▸ Stated exercise
Transcribe each line of the material as it is, and drop any picture.

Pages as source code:
'''

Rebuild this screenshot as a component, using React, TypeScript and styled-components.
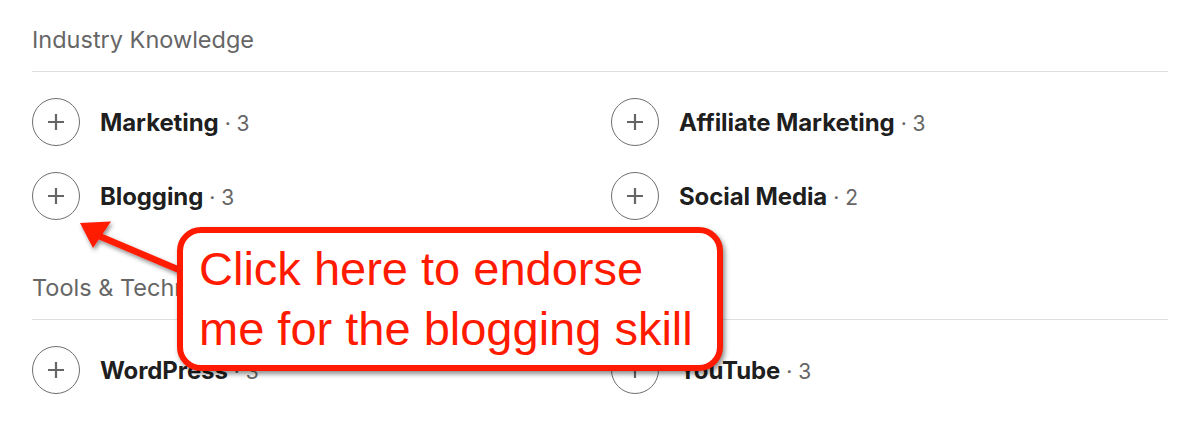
import React from "react";
import styled, { createGlobalStyle } from "styled-components";

const Global = createGlobalStyle`
  html, body { margin: 0; padding: 0; background: #fff; }
  body { font-family: Inter, "Noto Sans", "Liberation Sans", sans-serif; -webkit-font-smoothing: antialiased; }
  * { box-sizing: border-box; }
`;

const Page = styled.div`
  position: relative;
  width: 1200px;
  height: 436px;
  overflow: hidden;
  padding: 24px 32px 0 32px;
  display: flex;
  flex-direction: column;
  gap: 52px;
`;

const Section = styled.section`
  display: flex;
  flex-direction: column;
`;

const Heading = styled.h3`
  margin: 0;
  font-size: 23.5px;
  line-height: 32px;
  font-weight: 400;
  color: #666666;
  letter-spacing: 0;
  white-space: nowrap;
`;

const Divider = styled.hr`
  margin: 15px 0 0 0;
  border: 0;
  height: 1px;
  background: #dedede;
`;

const Grid = styled.ul`
  list-style: none;
  margin: 0;
  padding: 26px 0 0 0;
  display: grid;
  grid-template-columns: 1fr 1fr;
  column-gap: 22px;
  row-gap: 26px;
`;

const Skill = styled.li`
  display: flex;
  align-items: center;
  gap: 20px;
  height: 48px;
`;

const PlusButton = styled.button`
  width: 48px;
  height: 48px;
  flex: none;
  border-radius: 50%;
  border: 1.5px solid #6f6f6f;
  background: #fff;
  padding: 0;
  display: flex;
  align-items: center;
  justify-content: center;
  color: #666;
`;

const Name = styled.span`
  font-size: 24px;
  font-weight: 700;
  color: rgba(0, 0, 0, 0.9);
  letter-spacing: -0.1px;
`;

const Count = styled.span`
  font-size: 21px;
  font-weight: 400;
  color: #666;
  margin-left: 6px;
`;

const Callout = styled.div`
  position: absolute;
  left: 177px;
  top: 227px;
  width: 546px;
  height: 144px;
  border: 6px solid #ff1a00;
  border-radius: 24px;
  background: #fff;
  box-shadow: 2px 3px 5px rgba(0, 0, 0, 0.45);
  padding: 6px 10px 0 16px;
  font-family: "Liberation Sans", Arial, sans-serif;
  font-size: 47px;
  line-height: 60px;
  color: #ff1a00;
  z-index: 2;
`;

const ArrowSvg = styled.svg`
  position: absolute;
  left: 0;
  top: 0;
  z-index: 1;
  overflow: visible;
`;

const Plus = () => (
  <svg width="18" height="18" viewBox="0 0 18 18" aria-hidden>
    <path d="M9 1v16M1 9h16" stroke="#666" strokeWidth="2.2" fill="none" />
  </svg>
);

type SkillData = { name: string; count: number };

const SkillItem = ({ name, count }: SkillData) => (
  <Skill>
    <PlusButton aria-label={`Endorse ${name}`}>
      <Plus />
    </PlusButton>
    <span>
      <Name>{name}</Name>
      <Count>· {count}</Count>
    </span>
  </Skill>
);

const sections: { title: string; skills: SkillData[] }[] = [
  {
    title: "Industry Knowledge",
    skills: [
      { name: "Marketing", count: 3 },
      { name: "Affiliate Marketing", count: 3 },
      { name: "Blogging", count: 3 },
      { name: "Social Media", count: 2 },
    ],
  },
  {
    title: "Tools & Technologies",
    skills: [
      { name: "WordPress", count: 3 },
      { name: "YouTube", count: 3 },
    ],
  },
];

export default function App() {
  return (
    <>
      <Global />
      <Page>
        {sections.map((s) => (
          <Section key={s.title}>
            <Heading>{s.title}</Heading>
            <Divider />
            <Grid>
              {s.skills.map((k) => (
                <SkillItem key={k.name} {...k} />
              ))}
            </Grid>
          </Section>
        ))}
        <ArrowSvg width="1200" height="436" viewBox="0 0 1200 436">
          <defs>
            <filter id="sh" x="-20%" y="-20%" width="140%" height="140%">
              <feDropShadow dx="1.5" dy="2.5" stdDeviation="2" floodColor="#000" floodOpacity="0.45" />
            </filter>
          </defs>
          <g filter="url(#sh)" fill="#ff1a00" stroke="none">
            <path d="M183 268 L98 232 L95.5 238 L180.5 274 Z" />
            <path d="M80 223 L111 221.5 L93 248 Z" />
          </g>
        </ArrowSvg>
        <Callout>
          Click here to endorse
          <br />
          me for the blogging skill
        </Callout>
      </Page>
    </>
  );
}
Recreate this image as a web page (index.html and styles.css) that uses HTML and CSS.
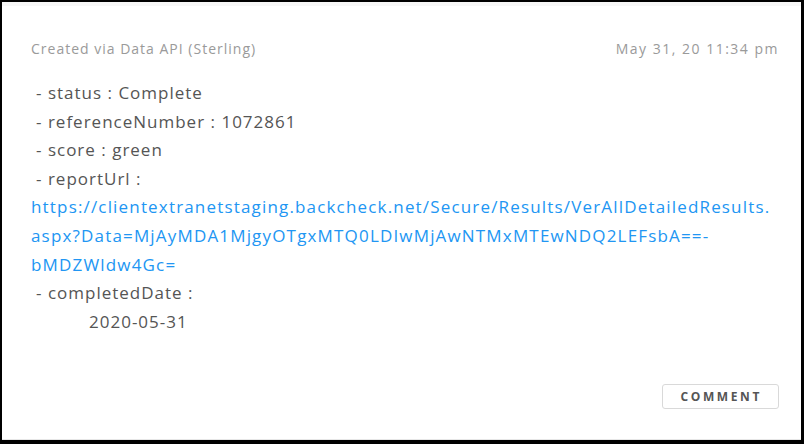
FILE: index.html
```html
<!DOCTYPE html>
<html lang="en">
<head>
    <meta charset="UTF-8">
    <meta name="viewport" content="width=device-width, initial-scale=1.0">
    <title>Activity note</title>
    <link rel="stylesheet" href="styles.css">
</head>
<body>

<div class="card">
    <!-- Header -->
    <div class="note-header">
        <span class="source">Created via Data API (Sterling)</span>
        <span class="date">May 31, 20 11:34 pm</span>
    </div>

    <!-- Note body -->
    <div class="note-body">
        <div class="field">- status : Complete</div>
        <div class="field">- referenceNumber : 1072861</div>
        <div class="field">- score : green</div>
        <div class="field">- reportUrl :</div>
        <a class="link" href="#">https://clientextranetstaging.backcheck.net/Secure/Results/VerAllDetailedResults.<br>aspx?Data=MjAyMDA1MjgyOTgxMTQ0LDIwMjAwNTMxMTEwNDQ2LEFsbA==-<br>bMDZWldw4Gc=</a>
        <div class="field">- completedDate :</div>
        <div class="value">2020-05-31</div>
    </div>

    <div class="actions">
        <button class="comment-btn">Comment</button>
    </div>
</div>

</body>
</html>
```

FILE: styles.css
```css
html, body {
    margin: 0;
    height: 100%;
}

body {
    background-color: #000;
    font-family: "Open Sans", Arial, sans-serif;
    padding: 2px 3px 4px 2px;
    box-sizing: border-box;
}

.card {
    background-color: #fff;
    height: 100%;
    border-top: 4px solid #f7f7f7;
    border-bottom: 1px solid #e6e6e6;
    box-sizing: border-box;
    padding: 31px 22px 0 29px;
    display: flex;
    flex-direction: column;
}

.note-header {
    display: flex;
    justify-content: space-between;
    font-size: 14px;
    letter-spacing: 1px;
    color: #9a9a9a;
    line-height: 24px;
}

.note-header .date {
    letter-spacing: 1.5px;
}

.note-body {
    margin-top: 18px;
    font-size: 17px;
    letter-spacing: 1px;
    line-height: 28.6px;
    color: #555;
}

.field {
    padding-left: 5px;
}

.value {
    padding-left: 58px;
}

.link {
    display: block;
    color: #2196f3;
    letter-spacing: 1.17px;
    text-decoration: none;
}

.actions {
    display: flex;
    justify-content: flex-end;
    margin-top: 48px;
}

.comment-btn {
    background-color: #fff;
    border: 1px solid #d9d9d9;
    border-radius: 3px;
    padding: 0 16px 0 18px;
    height: 25px;
    font-family: "Open Sans", Arial, sans-serif;
    font-size: 12px;
    font-weight: bold;
    letter-spacing: 2.6px;
    text-transform: uppercase;
    color: #555;
    cursor: pointer;
}
```
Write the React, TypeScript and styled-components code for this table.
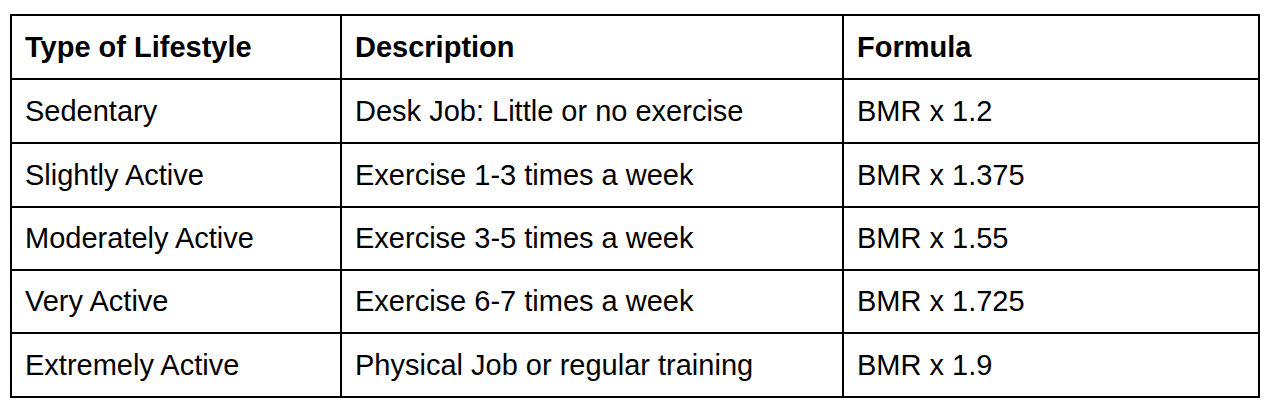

'''

▸ Completed exercise
Rebuild this screenshot as a component, using React, TypeScript and styled-components.
import React from "react";
import styled, { createGlobalStyle } from "styled-components";

const Global = createGlobalStyle`
  html, body { margin: 0; padding: 0; background: #fff; }
  body { font-family: Inter, "Noto Sans", "Liberation Sans", sans-serif; -webkit-font-smoothing: antialiased; }
  * { box-sizing: border-box; }
`;

const Page = styled.div`
  position: relative;
  width: 1200px;
  height: 436px;
  overflow: hidden;
  padding: 24px 32px 0 32px;
  display: flex;
  flex-direction: column;
  gap: 52px;
`;

const Section = styled.section`
  display: flex;
  flex-direction: column;
`;

const Heading = styled.h3`
  margin: 0;
  font-size: 23.5px;
  line-height: 32px;
  font-weight: 400;
  color: #666666;
  letter-spacing: 0;
  white-space: nowrap;
`;

const Divider = styled.hr`
  margin: 15px 0 0 0;
  border: 0;
  height: 1px;
  background: #dedede;
`;

const Grid = styled.ul`
  list-style: none;
  margin: 0;
  padding: 26px 0 0 0;
  display: grid;
  grid-template-columns: 1fr 1fr;
  column-gap: 22px;
  row-gap: 26px;
`;

const Skill = styled.li`
  display: flex;
  align-items: center;
  gap: 20px;
  height: 48px;
`;

const PlusButton = styled.button`
  width: 48px;
  height: 48px;
  flex: none;
  border-radius: 50%;
  border: 1.5px solid #6f6f6f;
  background: #fff;
  padding: 0;
  display: flex;
  align-items: center;
  justify-content: center;
  color: #666;
`;

const Name = styled.span`
  font-size: 24px;
  font-weight: 700;
  color: rgba(0, 0, 0, 0.9);
  letter-spacing: -0.1px;
`;

const Count = styled.span`
  font-size: 21px;
  font-weight: 400;
  color: #666;
  margin-left: 6px;
`;

const Callout = styled.div`
  position: absolute;
  left: 177px;
  top: 227px;
  width: 546px;
  height: 144px;
  border: 6px solid #ff1a00;
  border-radius: 24px;
  background: #fff;
  box-shadow: 2px 3px 5px rgba(0, 0, 0, 0.45);
  padding: 6px 10px 0 16px;
  font-family: "Liberation Sans", Arial, sans-serif;
  font-size: 47px;
  line-height: 60px;
  color: #ff1a00;
  z-index: 2;
`;

const ArrowSvg = styled.svg`
  position: absolute;
  left: 0;
  top: 0;
  z-index: 1;
  overflow: visible;
`;

const Plus = () => (
  <svg width="18" height="18" viewBox="0 0 18 18" aria-hidden>
    <path d="M9 1v16M1 9h16" stroke="#666" strokeWidth="2.2" fill="none" />
  </svg>
);

type SkillData = { name: string; count: number };

const SkillItem = ({ name, count }: SkillData) => (
  <Skill>
    <PlusButton aria-label={`Endorse ${name}`}>
      <Plus />
    </PlusButton>
    <span>
      <Name>{name}</Name>
      <Count>· {count}</Count>
    </span>
  </Skill>
);

const sections: { title: string; skills: SkillData[] }[] = [
  {
    title: "Industry Knowledge",
    skills: [
      { name: "Marketing", count: 3 },
      { name: "Affiliate Marketing", count: 3 },
      { name: "Blogging", count: 3 },
      { name: "Social Media", count: 2 },
    ],
  },
  {
    title: "Tools & Technologies",
    skills: [
      { name: "WordPress", count: 3 },
      { name: "YouTube", count: 3 },
    ],
  },
];

export default function App() {
  return (
    <>
      <Global />
      <Page>
        {sections.map((s) => (
          <Section key={s.title}>
            <Heading>{s.title}</Heading>
            <Divider />
            <Grid>
              {s.skills.map((k) => (
                <SkillItem key={k.name} {...k} />
              ))}
            </Grid>
          </Section>
        ))}
        <ArrowSvg width="1200" height="436" viewBox="0 0 1200 436">
          <defs>
            <filter id="sh" x="-20%" y="-20%" width="140%" height="140%">
              <feDropShadow dx="1.5" dy="2.5" stdDeviation="2" floodColor="#000" floodOpacity="0.45" />
            </filter>
          </defs>
          <g filter="url(#sh)" fill="#ff1a00" stroke="none">
            <path d="M183 268 L98 232 L95.5 238 L180.5 274 Z" />
            <path d="M80 223 L111 221.5 L93 248 Z" />
          </g>
        </ArrowSvg>
        <Callout>
          Click here to endorse
          <br />
          me for the blogging skill
        </Callout>
      </Page>
    </>
  );
}
Recreate this image as a web page (index.html and styles.css) that uses HTML and CSS.
FILE: index.html
```html
<!DOCTYPE html>
<html lang="en">
<head>
    <meta charset="UTF-8">
    <meta name="viewport" content="width=device-width, initial-scale=1.0">
    <title>Activity note</title>
    <link rel="stylesheet" href="styles.css">
</head>
<body>

<div class="card">
    <!-- Header -->
    <div class="note-header">
        <span class="source">Created via Data API (Sterling)</span>
        <span class="date">May 31, 20 11:34 pm</span>
    </div>

    <!-- Note body -->
    <div class="note-body">
        <div class="field">- status : Complete</div>
        <div class="field">- referenceNumber : 1072861</div>
        <div class="field">- score : green</div>
        <div class="field">- reportUrl :</div>
        <a class="link" href="#">https://clientextranetstaging.backcheck.net/Secure/Results/VerAllDetailedResults.<br>aspx?Data=MjAyMDA1MjgyOTgxMTQ0LDIwMjAwNTMxMTEwNDQ2LEFsbA==-<br>bMDZWldw4Gc=</a>
        <div class="field">- completedDate :</div>
        <div class="value">2020-05-31</div>
    </div>

    <div class="actions">
        <button class="comment-btn">Comment</button>
    </div>
</div>

</body>
</html>
```

FILE: styles.css
```css
html, body {
    margin: 0;
    height: 100%;
}

body {
    background-color: #000;
    font-family: "Open Sans", Arial, sans-serif;
    padding: 2px 3px 4px 2px;
    box-sizing: border-box;
}

.card {
    background-color: #fff;
    height: 100%;
    border-top: 4px solid #f7f7f7;
    border-bottom: 1px solid #e6e6e6;
    box-sizing: border-box;
    padding: 31px 22px 0 29px;
    display: flex;
    flex-direction: column;
}

.note-header {
    display: flex;
    justify-content: space-between;
    font-size: 14px;
    letter-spacing: 1px;
    color: #9a9a9a;
    line-height: 24px;
}

.note-header .date {
    letter-spacing: 1.5px;
}

.note-body {
    margin-top: 18px;
    font-size: 17px;
    letter-spacing: 1px;
    line-height: 28.6px;
    color: #555;
}

.field {
    padding-left: 5px;
}

.value {
    padding-left: 58px;
}

.link {
    display: block;
    color: #2196f3;
    letter-spacing: 1.17px;
    text-decoration: none;
}

.actions {
    display: flex;
    justify-content: flex-end;
    margin-top: 48px;
}

.comment-btn {
    background-color: #fff;
    border: 1px solid #d9d9d9;
    border-radius: 3px;
    padding: 0 16px 0 18px;
    height: 25px;
    font-family: "Open Sans", Arial, sans-serif;
    font-size: 12px;
    font-weight: bold;
    letter-spacing: 2.6px;
    text-transform: uppercase;
    color: #555;
    cursor: pointer;
}
```
Write the React, TypeScript and styled-components code for this table.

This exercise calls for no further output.